Dataset rows:
____
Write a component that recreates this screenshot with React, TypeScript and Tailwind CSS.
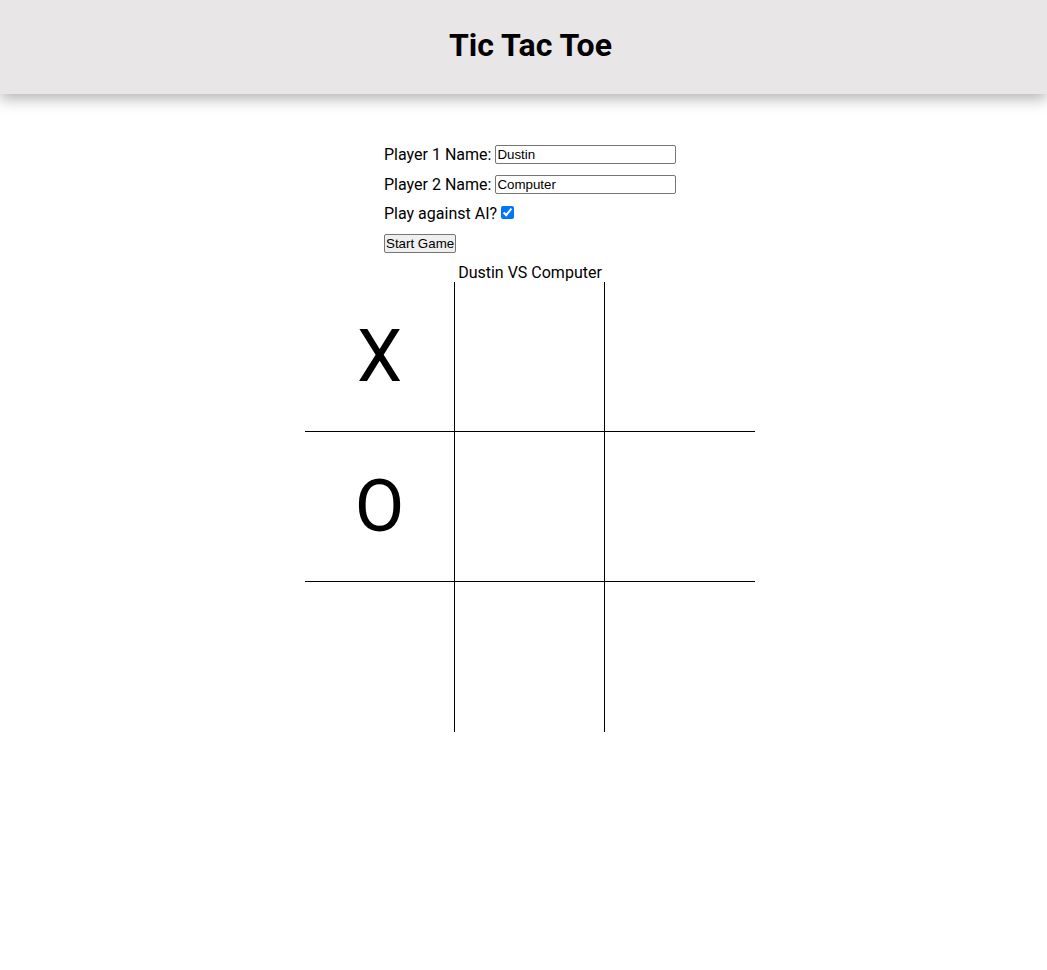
import React, { useState } from "react";

type Mark = "X" | "O" | "";

const cellBorders = [
  "border-r border-b",
  "border-r border-b",
  "border-b",
  "border-r border-b",
  "border-r border-b",
  "border-b",
  "border-r",
  "border-r",
  "",
];

const App: React.FC = () => {
  const [player1, setPlayer1] = useState("Dustin");
  const [player2, setPlayer2] = useState("Computer");
  const [vsAi, setVsAi] = useState(true);
  const [board] = useState<Mark[]>(["X", "", "", "O", "", "", "", "", ""]);

  return (
    <div className="min-h-[970px] bg-white text-black font-['Roboto',sans-serif]">
      <header className="h-[94px] bg-[#e8e6e7] shadow-[0_5px_14px_rgba(0,0,0,0.3)] flex items-center justify-center pl-[14px]">
        <h1 className="text-[32px] font-bold leading-none -mt-[4px]">Tic Tac Toe</h1>
      </header>

      <main className="flex flex-col items-center pl-[13px] pt-[50px]">
        <form
          className="w-[292px] flex flex-col gap-[9px] text-[16px] whitespace-nowrap"
          onSubmit={(e) => e.preventDefault()}
        >
          <div className="flex items-center h-[21px]">
            <label htmlFor="p1" className="shrink-0">Player 1 Name:</label>
            <input
              id="p1"
              value={player1}
              onChange={(e) => setPlayer1(e.target.value)}
              className="ml-[4px] shrink-0 w-[181px] h-[19px] border border-[#767676] rounded-[2px] px-[1px] text-[13.33px] font-['Arial',sans-serif] bg-white"
            />
          </div>
          <div className="flex items-center h-[21px]">
            <label htmlFor="p2" className="shrink-0">Player 2 Name:</label>
            <input
              id="p2"
              value={player2}
              onChange={(e) => setPlayer2(e.target.value)}
              className="ml-[4px] shrink-0 w-[181px] h-[19px] border border-[#767676] rounded-[2px] px-[1px] text-[13.33px] font-['Arial',sans-serif] bg-white"
            />
          </div>
          <div className="flex items-center h-[21px] -mt-[1px] mb-[1px]">
            <label htmlFor="ai" className="shrink-0">Play against AI?</label>
            <input
              id="ai"
              type="checkbox"
              checked={vsAi}
              onChange={(e) => setVsAi(e.target.checked)}
              className="ml-[4px] mb-[3px] w-[13px] h-[13px] accent-[#0075ff]"
            />
          </div>
          <div className="flex items-start h-[21px]">
            <button
              type="submit"
              className="h-[19px] px-[1px] bg-[#efefef] border border-[#767676] rounded-[2px] text-[13.33px] leading-none font-['Arial',sans-serif]"
            >
              Start Game
            </button>
          </div>
        </form>

        <div className="mt-[8px] text-[16px] leading-[19px] h-[19px]">
          {player1} VS {player2}
        </div>

        <div className="grid grid-cols-[150px_150px_150px] grid-rows-[150px_150px_150px]">
          {board.map((mark, i) => (
            <div
              key={i}
              className={`${cellBorders[i]} border-black flex items-center justify-center text-[72px] leading-none`}
            >
              {mark}
            </div>
          ))}
        </div>
      </main>
    </div>
  );
};

export default App;
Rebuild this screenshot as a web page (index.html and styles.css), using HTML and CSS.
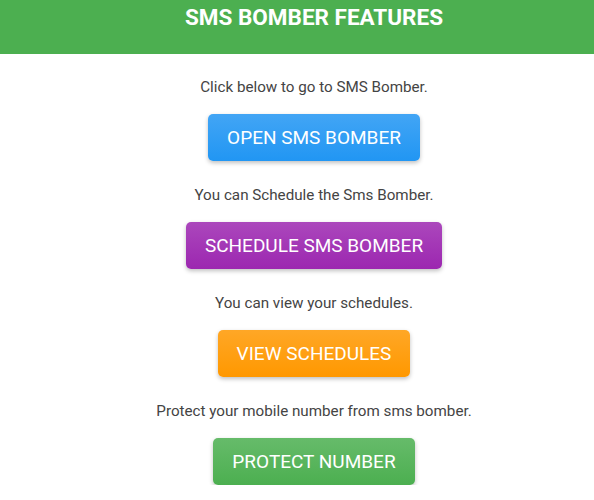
FILE: index.html
```html
<!DOCTYPE html>
<html lang="en">
<head>
    <meta charset="UTF-8">
    <meta name="viewport" content="width=device-width, initial-scale=1.0">
    <title>SMS Bomber Features</title>
    <link rel="stylesheet" href="styles.css">
</head>
<body>
    <div class="header">
        <h1>SMS BOMBER FEATURES</h1>
    </div>
    <div class="container">
        <div class="feature">
            <p>Click below to go to SMS Bomber.</p>
            <a href="#" class="btn btn-blue">OPEN SMS BOMBER</a>
        </div>
        <div class="feature">
            <p>You can Schedule the Sms Bomber.</p>
            <a href="#" class="btn btn-purple">SCHEDULE SMS BOMBER</a>
        </div>
        <div class="feature">
            <p>You can view your schedules.</p>
            <a href="#" class="btn btn-orange">VIEW SCHEDULES</a>
        </div>
        <div class="feature">
            <p>Protect your mobile number from sms bomber.</p>
            <a href="#" class="btn btn-green">PROTECT NUMBER</a>
        </div>
    </div>
</body>
</html>
```

FILE: styles.css
```css
body {
    font-family: Roboto, "Liberation Sans", sans-serif;
    margin: 0;
    background-color: white;
    color: #444;
}
.header {
    background-color: #4CAF50;
    height: 54px;
    padding-left: 34px;
    text-align: center;
}
.header h1 {
    margin: 0;
    padding-top: 4px;
    font-size: 22.5px;
    line-height: 26px;
    font-weight: bold;
    color: white;
}
.container {
    display: flex;
    flex-direction: column;
    align-items: center;
    gap: 23px;
    padding: 22px 0 0 34px;
}
.feature {
    display: flex;
    flex-direction: column;
    align-items: center;
}
.feature p {
    margin: 0 0 16px;
    font-size: 15.2px;
    line-height: 22px;
}
.btn {
    display: block;
    height: 47px;
    line-height: 47px;
    padding: 0 19px;
    font-size: 19px;
    color: white;
    text-decoration: none;
    border-radius: 5px;
    box-shadow: 0 2px 4px rgba(0, 0, 0, 0.25);
}
.btn-blue {
    background: linear-gradient(#42A5F5, #2196F3);
}
.btn-purple {
    background: linear-gradient(#AB47BC, #9C27B0);
}
.btn-orange {
    background: linear-gradient(#FFA726, #FF9800);
}
.btn-green {
    background: linear-gradient(#66BB6A, #4CAF50);
}
```
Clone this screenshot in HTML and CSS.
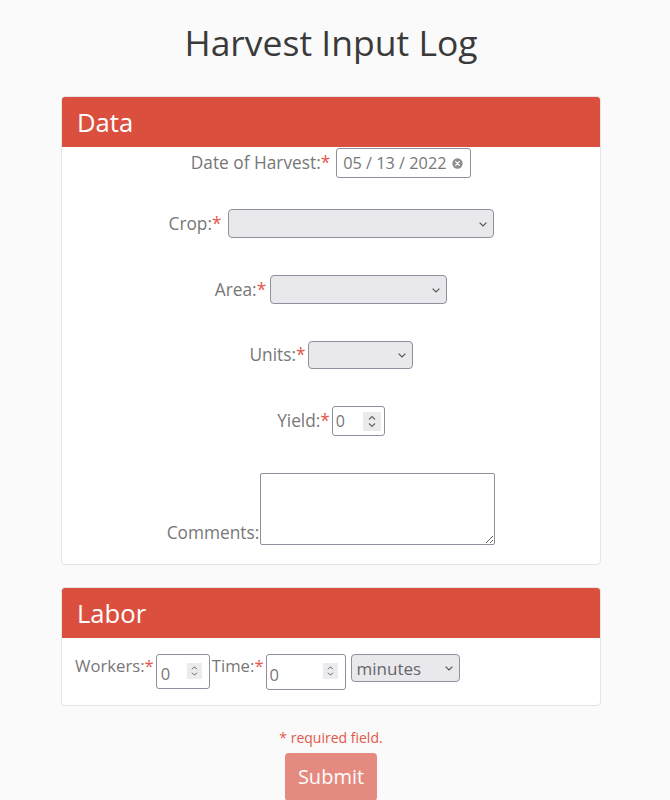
FILE: index.html
```html
<!DOCTYPE html>
<html lang="en">
<head>
<meta charset="utf-8">
<title>Harvest Input Log</title>
<link rel="stylesheet" href="styles.css">
</head>
<body>
<div class="page">
  <h1 class="title">Harvest Input Log</h1>

  <section class="card">
    <h2 class="card-header">Data</h2>
    <div class="card-body data-body">
      <div class="row row-date">
        <label class="label">Date of Harvest:<span class="req">*</span></label>
        <span class="field-wrap gap-wide">
          <input class="input date-input" type="text" value="05 / 13 / 2022">
          <svg class="clear-icon" viewBox="0 0 12 12"><circle cx="6" cy="6" r="5.6" fill="#8d8d8d"/><path d="M4 4 L8 8 M8 4 L4 8" stroke="#fff" stroke-width="1.4" stroke-linecap="round"/></svg>
        </span>
      </div>
      <div class="row">
        <label class="label">Crop:<span class="req">*</span></label>
        <span class="field-wrap gap-wide">
          <select class="select select-crop"><option></option></select>
          <svg class="chev" viewBox="0 0 8 5"><path d="M0.6 0.6 L4 4 L7.4 0.6" fill="none" stroke="#555" stroke-width="1.2"/></svg>
        </span>
      </div>
      <div class="row">
        <label class="label">Area:<span class="req">*</span></label>
        <span class="field-wrap gap-mid">
          <select class="select select-area"><option></option></select>
          <svg class="chev" viewBox="0 0 8 5"><path d="M0.6 0.6 L4 4 L7.4 0.6" fill="none" stroke="#555" stroke-width="1.2"/></svg>
        </span>
      </div>
      <div class="row">
        <label class="label">Units:<span class="req">*</span></label>
        <span class="field-wrap gap-narrow">
          <select class="select select-units"><option></option></select>
          <svg class="chev" viewBox="0 0 8 5"><path d="M0.6 0.6 L4 4 L7.4 0.6" fill="none" stroke="#555" stroke-width="1.2"/></svg>
        </span>
      </div>
      <div class="row">
        <label class="label">Yield:<span class="req">*</span></label>
        <span class="field-wrap gap-narrow">
          <input class="input num-input yield-input" type="number" value="0">
          <svg class="spin spin-yield" viewBox="0 0 18 19"><rect width="18" height="19" fill="#ebebed"/><path d="M6 7.5 L9 4.5 L12 7.5 M6 11.5 L9 14.5 L12 11.5" fill="none" stroke="#666" stroke-width="1.2"/></svg>
        </span>
      </div>
      <div class="row row-comments">
        <label class="label">Comments:</label>
        <textarea class="textarea"></textarea>
      </div>
    </div>
  </section>

  <section class="card">
    <h2 class="card-header">Labor</h2>
    <div class="card-body labor-body">
      <label class="label label-labor">Workers:<span class="req">*</span></label>
      <span class="field-wrap gap-narrow">
        <input class="input num-input labor-input workers-input" type="number" value="0">
        <svg class="spin spin-labor" viewBox="0 0 18 19"><rect width="18" height="19" fill="#ebebed"/><path d="M6 7.5 L9 4.5 L12 7.5 M6 11.5 L9 14.5 L12 11.5" fill="none" stroke="#666" stroke-width="1.2"/></svg>
      </span>
      <label class="label label-labor label-time">Time:<span class="req">*</span></label>
      <span class="field-wrap gap-narrow">
        <input class="input num-input labor-input time-input" type="number" value="0">
        <svg class="spin spin-labor" viewBox="0 0 18 19"><rect width="18" height="19" fill="#ebebed"/><path d="M6 7.5 L9 4.5 L12 7.5 M6 11.5 L9 14.5 L12 11.5" fill="none" stroke="#666" stroke-width="1.2"/></svg>
      </span>
      <span class="field-wrap gap-select">
        <select class="select select-minutes"><option>minutes</option><option>hours</option></select>
        <svg class="chev" viewBox="0 0 8 5"><path d="M0.6 0.6 L4 4 L7.4 0.6" fill="none" stroke="#555" stroke-width="1.2"/></svg>
      </span>
    </div>
  </section>

  <p class="required">* required field.</p>
  <div class="submit-row">
    <button class="submit" type="button" disabled>Submit</button>
  </div>
</div>
</body>
</html>
```

FILE: styles.css
```css
* {
  box-sizing: border-box;
}

body {
  margin: 0;
  background: #fafafa;
  font-family: "Open Sans", "Liberation Sans", sans-serif;
  color: #777;
}

.page {
  width: 662px;
}

.title {
  margin: 21px 0 32px;
  font-size: 35.5px;
  line-height: 43px;
  font-weight: 400;
  color: #3a3a3a;
  text-align: center;
}

.card {
  width: 540px;
  margin: 0 auto;
  background: #fff;
  border: 1px solid #e4e4e4;
  border-radius: 4px;
  overflow: hidden;
}

.card + .card {
  margin-top: 22px;
}

.card-header {
  margin: 0;
  height: 50px;
  padding: 10px 15px 0;
  font-size: 25.6px;
  line-height: 31px;
  font-weight: 400;
  color: #fff;
  background: #db4f3f;
}

.data-body {
  display: flex;
  flex-direction: column;
  gap: 37px;
  padding: 1px 0 19px;
}

.row {
  display: flex;
  justify-content: center;
  align-items: center;
}

.row-date {
  margin-bottom: -6px;
}

.row-comments {
  align-items: flex-end;
}

.label {
  font-size: 17.3px;
  line-height: 24px;
  color: #777;
  white-space: nowrap;
}

.label-labor {
  font-size: 16.7px;
}

.req {
  color: #e4574b;
}

.field-wrap {
  position: relative;
  display: inline-flex;
}

.gap-wide {
  margin-left: 6px;
}

.gap-mid {
  margin-left: 4px;
}

.gap-narrow {
  margin-left: 2px;
}

.gap-select {
  margin-left: 5px;
}

.input {
  margin: 0;
  font-family: "Open Sans", "Liberation Sans", sans-serif;
  font-size: 16px;
  color: #777;
  background: #fff;
  border: 1px solid #8f8f9d;
  border-radius: 3px;
  padding: 0 4px;
  outline: none;
}

.date-input {
  width: 135px;
  height: 30px;
  padding: 0 6px;
  font-size: 16.3px;
}

.clear-icon {
  position: absolute;
  right: 8px;
  top: 10px;
  width: 11px;
  height: 11px;
}

.num-input {
  -moz-appearance: textfield;
}

.num-input::-webkit-inner-spin-button,
.num-input::-webkit-outer-spin-button {
  -webkit-appearance: none;
  margin: 0;
}

.yield-input {
  width: 53px;
  height: 30px;
  padding: 0 3px;
}

.labor-input {
  padding: 4px 0 0 4px;
  font-size: 16.5px;
}

.workers-input {
  width: 54px;
  height: 35px;
}

.time-input {
  width: 80px;
  height: 36px;
  padding-left: 3px;
}

.spin {
  position: absolute;
  pointer-events: none;
}

.spin-yield {
  right: 4px;
  top: 6px;
  width: 18px;
  height: 19px;
}

.spin-labor {
  right: 8px;
  top: 8px;
  width: 15px;
  height: 18px;
}

.select {
  -webkit-appearance: none;
  appearance: none;
  margin: 0;
  font-family: "Open Sans", "Liberation Sans", sans-serif;
  font-size: 16px;
  color: #666;
  background: #e9e9ed;
  border: 1px solid #8f8f9d;
  border-radius: 4px;
  padding: 0 22px 0 5px;
  outline: none;
}

.chev {
  position: absolute;
  right: 7px;
  top: 50%;
  width: 8px;
  height: 5px;
  margin-top: -2px;
  pointer-events: none;
}

.select-crop {
  width: 266px;
  height: 29px;
}

.select-area {
  width: 177px;
  height: 29px;
}

.select-units {
  width: 105px;
  height: 28px;
}

.select-minutes {
  width: 109px;
  height: 28px;
  font-size: 17px;
}

.textarea {
  margin: 0 0 0 1px;
  width: 235px;
  height: 72px;
  border: 1px solid #8f8f9d;
  border-radius: 2px;
  background: #fff;
  font-family: "Open Sans", "Liberation Sans", sans-serif;
  font-size: 16px;
  outline: none;
}

.labor-body {
  display: flex;
  align-items: flex-start;
  padding: 16px 13px 15px;
}

.label-time {
  margin-left: 2px;
}

.required {
  margin: 21px 0 0;
  font-size: 14px;
  line-height: 21px;
  color: #e4574b;
  text-align: center;
}

.submit-row {
  display: flex;
  justify-content: center;
  margin-top: 5px;
}

.submit {
  width: 92px;
  padding: 9px 0;
  font-family: "Open Sans", "Liberation Sans", sans-serif;
  font-size: 20px;
  line-height: 30px;
  color: #fff;
  background: #db4f3f;
  opacity: 0.65;
  border: 0;
  border-radius: 4px;
}
```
____
» **Written problem**:
Show all lines above holding "React".

» **Solution for this problem**:
Write a component that recreates this screenshot with React, TypeScript and Tailwind CSS.
import React, { useState } from "react";
const App: React.FC = () => {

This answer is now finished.